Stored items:
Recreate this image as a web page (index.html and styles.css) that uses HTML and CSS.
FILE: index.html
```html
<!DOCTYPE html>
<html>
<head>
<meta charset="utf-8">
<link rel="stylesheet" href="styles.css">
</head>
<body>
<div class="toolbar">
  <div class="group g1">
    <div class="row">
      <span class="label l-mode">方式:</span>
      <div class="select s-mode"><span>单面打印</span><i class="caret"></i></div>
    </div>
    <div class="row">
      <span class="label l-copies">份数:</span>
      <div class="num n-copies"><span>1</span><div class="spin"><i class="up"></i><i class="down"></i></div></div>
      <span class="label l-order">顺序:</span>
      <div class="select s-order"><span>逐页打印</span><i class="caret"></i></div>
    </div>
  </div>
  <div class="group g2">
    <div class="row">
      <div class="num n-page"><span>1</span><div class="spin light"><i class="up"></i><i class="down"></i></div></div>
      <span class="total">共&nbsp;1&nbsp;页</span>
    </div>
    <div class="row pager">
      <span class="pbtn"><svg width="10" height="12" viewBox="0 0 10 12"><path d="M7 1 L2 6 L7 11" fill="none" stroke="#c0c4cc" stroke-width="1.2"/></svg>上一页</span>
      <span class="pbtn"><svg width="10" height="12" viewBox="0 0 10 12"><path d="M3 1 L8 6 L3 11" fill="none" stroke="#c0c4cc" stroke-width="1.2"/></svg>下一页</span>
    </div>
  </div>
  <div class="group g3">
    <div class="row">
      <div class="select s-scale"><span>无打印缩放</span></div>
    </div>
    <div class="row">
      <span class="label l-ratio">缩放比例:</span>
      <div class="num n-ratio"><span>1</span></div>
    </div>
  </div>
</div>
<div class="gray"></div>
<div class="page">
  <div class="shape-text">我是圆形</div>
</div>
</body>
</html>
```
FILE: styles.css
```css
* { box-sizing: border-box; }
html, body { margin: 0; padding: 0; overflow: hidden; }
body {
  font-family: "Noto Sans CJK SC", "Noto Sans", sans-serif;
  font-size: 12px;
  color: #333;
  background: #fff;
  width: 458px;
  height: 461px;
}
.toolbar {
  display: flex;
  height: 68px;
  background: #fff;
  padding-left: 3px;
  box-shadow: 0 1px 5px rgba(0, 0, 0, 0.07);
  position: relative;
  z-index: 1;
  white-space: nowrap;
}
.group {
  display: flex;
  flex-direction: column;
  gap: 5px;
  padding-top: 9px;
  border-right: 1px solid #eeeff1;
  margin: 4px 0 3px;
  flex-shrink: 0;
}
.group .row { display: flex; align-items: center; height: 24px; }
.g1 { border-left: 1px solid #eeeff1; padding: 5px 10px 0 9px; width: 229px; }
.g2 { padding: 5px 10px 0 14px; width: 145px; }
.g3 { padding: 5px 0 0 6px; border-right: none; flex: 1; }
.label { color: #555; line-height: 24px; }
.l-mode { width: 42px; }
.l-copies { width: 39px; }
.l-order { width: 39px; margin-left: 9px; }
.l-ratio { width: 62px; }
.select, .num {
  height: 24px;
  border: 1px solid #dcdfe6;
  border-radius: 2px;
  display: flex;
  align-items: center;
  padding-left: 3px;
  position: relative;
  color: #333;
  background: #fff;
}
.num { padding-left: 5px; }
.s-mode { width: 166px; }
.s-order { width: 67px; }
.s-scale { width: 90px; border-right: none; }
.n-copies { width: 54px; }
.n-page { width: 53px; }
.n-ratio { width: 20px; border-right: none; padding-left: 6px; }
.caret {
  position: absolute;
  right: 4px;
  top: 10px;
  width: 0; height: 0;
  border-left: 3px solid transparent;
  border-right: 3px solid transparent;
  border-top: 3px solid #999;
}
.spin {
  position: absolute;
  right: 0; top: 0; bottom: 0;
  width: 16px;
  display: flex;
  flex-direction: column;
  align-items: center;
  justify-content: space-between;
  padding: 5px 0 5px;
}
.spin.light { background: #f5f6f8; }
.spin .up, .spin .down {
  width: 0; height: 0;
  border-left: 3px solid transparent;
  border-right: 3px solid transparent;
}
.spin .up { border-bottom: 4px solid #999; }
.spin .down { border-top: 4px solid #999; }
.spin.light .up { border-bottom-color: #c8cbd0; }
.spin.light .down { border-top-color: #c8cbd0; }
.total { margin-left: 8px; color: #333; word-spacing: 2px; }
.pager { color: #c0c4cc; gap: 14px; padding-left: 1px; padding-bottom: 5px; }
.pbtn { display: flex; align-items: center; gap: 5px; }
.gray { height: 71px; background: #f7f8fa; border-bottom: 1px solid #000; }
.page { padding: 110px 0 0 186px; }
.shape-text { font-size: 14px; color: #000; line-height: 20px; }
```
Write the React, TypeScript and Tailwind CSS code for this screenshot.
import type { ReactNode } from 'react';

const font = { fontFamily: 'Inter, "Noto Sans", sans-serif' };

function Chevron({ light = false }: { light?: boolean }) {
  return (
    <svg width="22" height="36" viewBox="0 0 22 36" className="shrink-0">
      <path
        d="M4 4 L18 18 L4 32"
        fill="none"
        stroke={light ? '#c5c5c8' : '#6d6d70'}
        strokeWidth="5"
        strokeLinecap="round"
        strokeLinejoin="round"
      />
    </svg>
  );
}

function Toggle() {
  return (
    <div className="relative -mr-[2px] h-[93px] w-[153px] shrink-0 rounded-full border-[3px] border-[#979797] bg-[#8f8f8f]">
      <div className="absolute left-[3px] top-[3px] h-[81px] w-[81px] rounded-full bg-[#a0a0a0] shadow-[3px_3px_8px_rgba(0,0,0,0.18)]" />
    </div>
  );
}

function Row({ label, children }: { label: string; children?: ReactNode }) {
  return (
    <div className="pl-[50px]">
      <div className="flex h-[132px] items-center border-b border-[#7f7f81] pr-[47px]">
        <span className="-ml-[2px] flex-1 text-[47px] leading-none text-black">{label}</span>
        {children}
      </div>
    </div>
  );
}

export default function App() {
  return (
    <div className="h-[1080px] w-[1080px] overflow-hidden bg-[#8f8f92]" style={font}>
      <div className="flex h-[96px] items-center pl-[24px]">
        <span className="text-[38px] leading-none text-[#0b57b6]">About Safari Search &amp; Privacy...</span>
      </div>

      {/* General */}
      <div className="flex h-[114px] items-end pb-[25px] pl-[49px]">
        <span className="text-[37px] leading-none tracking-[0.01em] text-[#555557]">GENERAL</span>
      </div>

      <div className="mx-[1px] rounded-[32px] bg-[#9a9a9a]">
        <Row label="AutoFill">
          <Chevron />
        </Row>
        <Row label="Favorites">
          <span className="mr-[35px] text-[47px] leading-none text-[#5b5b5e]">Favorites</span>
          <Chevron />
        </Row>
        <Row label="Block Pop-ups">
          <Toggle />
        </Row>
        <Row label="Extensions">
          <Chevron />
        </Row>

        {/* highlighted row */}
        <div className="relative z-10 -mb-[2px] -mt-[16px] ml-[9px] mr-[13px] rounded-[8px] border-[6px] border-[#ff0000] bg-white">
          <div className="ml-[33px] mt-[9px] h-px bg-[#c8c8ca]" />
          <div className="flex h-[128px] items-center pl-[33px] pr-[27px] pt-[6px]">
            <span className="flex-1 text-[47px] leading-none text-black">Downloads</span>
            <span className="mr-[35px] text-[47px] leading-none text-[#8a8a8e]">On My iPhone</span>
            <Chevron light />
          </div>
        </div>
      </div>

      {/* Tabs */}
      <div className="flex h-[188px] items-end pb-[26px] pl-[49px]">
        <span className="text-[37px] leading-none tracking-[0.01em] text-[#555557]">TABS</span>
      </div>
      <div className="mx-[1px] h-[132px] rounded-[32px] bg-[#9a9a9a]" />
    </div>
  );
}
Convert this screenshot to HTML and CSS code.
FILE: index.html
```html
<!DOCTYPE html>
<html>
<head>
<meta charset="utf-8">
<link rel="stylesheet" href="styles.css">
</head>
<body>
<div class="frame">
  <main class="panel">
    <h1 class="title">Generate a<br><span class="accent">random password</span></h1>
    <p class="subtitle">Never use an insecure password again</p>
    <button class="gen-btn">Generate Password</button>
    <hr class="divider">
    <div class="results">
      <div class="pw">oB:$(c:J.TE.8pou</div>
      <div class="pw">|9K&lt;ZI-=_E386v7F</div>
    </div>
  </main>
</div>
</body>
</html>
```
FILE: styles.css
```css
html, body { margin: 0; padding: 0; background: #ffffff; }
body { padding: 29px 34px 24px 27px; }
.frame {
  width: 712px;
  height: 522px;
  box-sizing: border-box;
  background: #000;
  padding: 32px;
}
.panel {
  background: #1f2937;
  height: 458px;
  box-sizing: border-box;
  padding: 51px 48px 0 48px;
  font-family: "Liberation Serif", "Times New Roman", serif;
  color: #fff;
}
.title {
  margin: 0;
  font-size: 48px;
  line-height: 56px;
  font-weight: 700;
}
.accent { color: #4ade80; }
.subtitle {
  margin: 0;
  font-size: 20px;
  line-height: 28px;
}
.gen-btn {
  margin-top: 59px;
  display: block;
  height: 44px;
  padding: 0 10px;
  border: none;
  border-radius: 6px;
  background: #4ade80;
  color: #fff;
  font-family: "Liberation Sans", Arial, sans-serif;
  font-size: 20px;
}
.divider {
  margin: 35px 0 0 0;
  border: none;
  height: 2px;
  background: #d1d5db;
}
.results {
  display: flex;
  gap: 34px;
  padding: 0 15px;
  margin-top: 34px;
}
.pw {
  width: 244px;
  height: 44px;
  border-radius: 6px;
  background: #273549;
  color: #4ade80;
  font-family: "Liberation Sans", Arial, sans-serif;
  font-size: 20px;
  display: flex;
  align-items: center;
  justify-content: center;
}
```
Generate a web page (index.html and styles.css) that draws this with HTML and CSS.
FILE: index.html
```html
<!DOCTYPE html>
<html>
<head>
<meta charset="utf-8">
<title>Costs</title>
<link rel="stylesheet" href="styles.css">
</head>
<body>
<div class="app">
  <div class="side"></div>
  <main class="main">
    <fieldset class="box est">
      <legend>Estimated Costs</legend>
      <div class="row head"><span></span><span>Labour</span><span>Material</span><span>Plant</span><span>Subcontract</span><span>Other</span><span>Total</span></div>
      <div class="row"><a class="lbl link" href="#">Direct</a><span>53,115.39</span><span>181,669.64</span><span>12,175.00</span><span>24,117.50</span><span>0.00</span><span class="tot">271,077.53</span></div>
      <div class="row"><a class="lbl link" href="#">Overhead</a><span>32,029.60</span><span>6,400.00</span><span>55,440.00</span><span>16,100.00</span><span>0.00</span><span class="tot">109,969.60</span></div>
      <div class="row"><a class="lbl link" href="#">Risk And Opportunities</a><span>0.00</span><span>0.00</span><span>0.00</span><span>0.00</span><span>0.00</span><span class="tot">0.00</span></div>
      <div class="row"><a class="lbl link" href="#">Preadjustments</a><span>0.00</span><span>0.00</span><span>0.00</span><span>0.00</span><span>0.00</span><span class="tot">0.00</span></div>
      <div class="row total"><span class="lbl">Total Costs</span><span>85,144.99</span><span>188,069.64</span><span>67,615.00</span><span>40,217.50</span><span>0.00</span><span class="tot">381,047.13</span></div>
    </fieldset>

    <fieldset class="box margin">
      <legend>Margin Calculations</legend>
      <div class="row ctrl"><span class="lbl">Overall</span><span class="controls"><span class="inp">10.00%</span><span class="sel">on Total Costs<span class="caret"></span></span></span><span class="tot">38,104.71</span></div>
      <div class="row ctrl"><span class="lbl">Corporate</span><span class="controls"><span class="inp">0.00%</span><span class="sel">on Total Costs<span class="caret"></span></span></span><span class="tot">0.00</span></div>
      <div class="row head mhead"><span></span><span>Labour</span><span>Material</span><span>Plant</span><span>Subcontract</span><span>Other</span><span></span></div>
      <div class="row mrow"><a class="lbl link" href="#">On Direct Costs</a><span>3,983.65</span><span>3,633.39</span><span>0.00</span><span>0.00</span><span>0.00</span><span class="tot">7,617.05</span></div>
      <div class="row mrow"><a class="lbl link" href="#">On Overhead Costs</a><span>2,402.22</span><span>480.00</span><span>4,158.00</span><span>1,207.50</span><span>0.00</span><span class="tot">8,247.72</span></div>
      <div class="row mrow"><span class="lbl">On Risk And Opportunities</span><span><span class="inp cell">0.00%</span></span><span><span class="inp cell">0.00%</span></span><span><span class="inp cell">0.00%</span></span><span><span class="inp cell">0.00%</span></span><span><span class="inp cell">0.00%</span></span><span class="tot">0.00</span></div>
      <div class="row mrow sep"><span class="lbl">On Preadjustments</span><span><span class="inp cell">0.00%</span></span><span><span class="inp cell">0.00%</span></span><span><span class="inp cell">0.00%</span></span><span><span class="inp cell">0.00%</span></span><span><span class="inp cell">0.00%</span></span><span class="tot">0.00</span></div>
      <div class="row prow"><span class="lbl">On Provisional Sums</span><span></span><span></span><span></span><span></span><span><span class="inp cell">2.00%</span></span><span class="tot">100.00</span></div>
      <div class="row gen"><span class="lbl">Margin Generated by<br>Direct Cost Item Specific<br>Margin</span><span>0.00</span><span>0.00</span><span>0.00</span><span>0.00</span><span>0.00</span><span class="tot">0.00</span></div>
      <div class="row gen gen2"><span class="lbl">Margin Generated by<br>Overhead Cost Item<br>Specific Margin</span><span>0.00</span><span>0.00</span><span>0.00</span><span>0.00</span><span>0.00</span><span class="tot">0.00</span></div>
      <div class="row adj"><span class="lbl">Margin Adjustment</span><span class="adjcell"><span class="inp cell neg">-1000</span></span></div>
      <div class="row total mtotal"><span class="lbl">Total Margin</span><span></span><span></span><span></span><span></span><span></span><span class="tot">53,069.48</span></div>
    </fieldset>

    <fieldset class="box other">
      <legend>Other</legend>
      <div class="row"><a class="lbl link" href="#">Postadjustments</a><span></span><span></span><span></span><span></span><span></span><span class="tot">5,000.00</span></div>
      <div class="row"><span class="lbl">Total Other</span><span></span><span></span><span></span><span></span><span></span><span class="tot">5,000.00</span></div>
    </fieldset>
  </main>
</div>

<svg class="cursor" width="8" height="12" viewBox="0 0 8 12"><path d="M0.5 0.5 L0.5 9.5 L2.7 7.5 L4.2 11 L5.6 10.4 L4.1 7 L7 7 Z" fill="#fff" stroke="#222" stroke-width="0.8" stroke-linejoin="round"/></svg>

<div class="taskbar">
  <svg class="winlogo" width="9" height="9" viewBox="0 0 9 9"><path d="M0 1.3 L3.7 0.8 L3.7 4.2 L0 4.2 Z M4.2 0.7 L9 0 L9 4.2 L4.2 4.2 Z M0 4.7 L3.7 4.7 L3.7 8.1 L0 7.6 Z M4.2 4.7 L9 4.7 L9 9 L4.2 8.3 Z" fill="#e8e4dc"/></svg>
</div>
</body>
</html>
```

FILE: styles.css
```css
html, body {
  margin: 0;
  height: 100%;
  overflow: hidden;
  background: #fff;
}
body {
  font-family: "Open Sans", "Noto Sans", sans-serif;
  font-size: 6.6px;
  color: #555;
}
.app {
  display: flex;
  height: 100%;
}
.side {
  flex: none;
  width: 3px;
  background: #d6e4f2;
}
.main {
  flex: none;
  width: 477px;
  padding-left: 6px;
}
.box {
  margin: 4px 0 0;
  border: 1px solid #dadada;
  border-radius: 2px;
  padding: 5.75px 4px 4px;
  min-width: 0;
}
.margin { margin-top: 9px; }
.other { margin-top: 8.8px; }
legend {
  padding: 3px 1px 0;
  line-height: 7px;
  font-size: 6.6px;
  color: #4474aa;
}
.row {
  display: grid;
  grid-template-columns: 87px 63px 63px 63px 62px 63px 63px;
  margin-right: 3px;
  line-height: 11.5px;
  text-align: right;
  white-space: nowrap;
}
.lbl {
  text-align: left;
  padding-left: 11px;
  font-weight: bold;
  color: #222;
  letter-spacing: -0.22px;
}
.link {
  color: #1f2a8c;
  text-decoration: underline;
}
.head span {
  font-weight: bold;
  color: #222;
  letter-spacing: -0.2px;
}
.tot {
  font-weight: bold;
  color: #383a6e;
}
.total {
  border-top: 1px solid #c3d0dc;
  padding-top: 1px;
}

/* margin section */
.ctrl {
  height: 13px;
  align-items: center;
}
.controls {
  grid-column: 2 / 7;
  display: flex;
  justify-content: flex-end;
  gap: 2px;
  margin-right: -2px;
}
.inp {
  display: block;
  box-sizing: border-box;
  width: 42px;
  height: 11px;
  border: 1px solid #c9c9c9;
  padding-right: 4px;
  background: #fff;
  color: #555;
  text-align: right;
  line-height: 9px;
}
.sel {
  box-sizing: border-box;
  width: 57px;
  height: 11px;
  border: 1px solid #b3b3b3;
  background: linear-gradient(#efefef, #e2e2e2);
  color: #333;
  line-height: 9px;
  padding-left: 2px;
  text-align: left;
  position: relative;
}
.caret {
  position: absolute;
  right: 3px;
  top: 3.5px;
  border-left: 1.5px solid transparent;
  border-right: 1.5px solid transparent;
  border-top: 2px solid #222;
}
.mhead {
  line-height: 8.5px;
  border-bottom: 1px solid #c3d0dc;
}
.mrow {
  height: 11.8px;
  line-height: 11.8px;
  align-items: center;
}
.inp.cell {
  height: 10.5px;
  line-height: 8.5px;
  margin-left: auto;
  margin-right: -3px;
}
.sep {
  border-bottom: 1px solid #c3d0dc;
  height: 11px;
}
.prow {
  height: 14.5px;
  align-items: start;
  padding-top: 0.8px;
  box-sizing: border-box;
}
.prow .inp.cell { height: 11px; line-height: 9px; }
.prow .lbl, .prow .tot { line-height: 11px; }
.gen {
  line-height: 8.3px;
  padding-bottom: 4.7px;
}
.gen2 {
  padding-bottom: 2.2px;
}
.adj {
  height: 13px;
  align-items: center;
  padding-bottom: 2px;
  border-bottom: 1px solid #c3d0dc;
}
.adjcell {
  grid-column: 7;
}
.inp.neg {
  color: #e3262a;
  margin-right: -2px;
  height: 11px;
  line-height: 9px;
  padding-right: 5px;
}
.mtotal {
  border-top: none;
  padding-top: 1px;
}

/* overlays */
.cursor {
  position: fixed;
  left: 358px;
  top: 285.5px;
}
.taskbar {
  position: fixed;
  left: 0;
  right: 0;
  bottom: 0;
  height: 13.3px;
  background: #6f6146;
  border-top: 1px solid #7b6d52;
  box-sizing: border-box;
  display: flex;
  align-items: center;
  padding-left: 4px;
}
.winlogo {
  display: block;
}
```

Aim
Copy every line of the material in which the word "that" occurs.

Output below
Recreate this image as a web page (index.html and styles.css) that uses HTML and CSS.
Generate a web page (index.html and styles.css) that draws this with HTML and CSS.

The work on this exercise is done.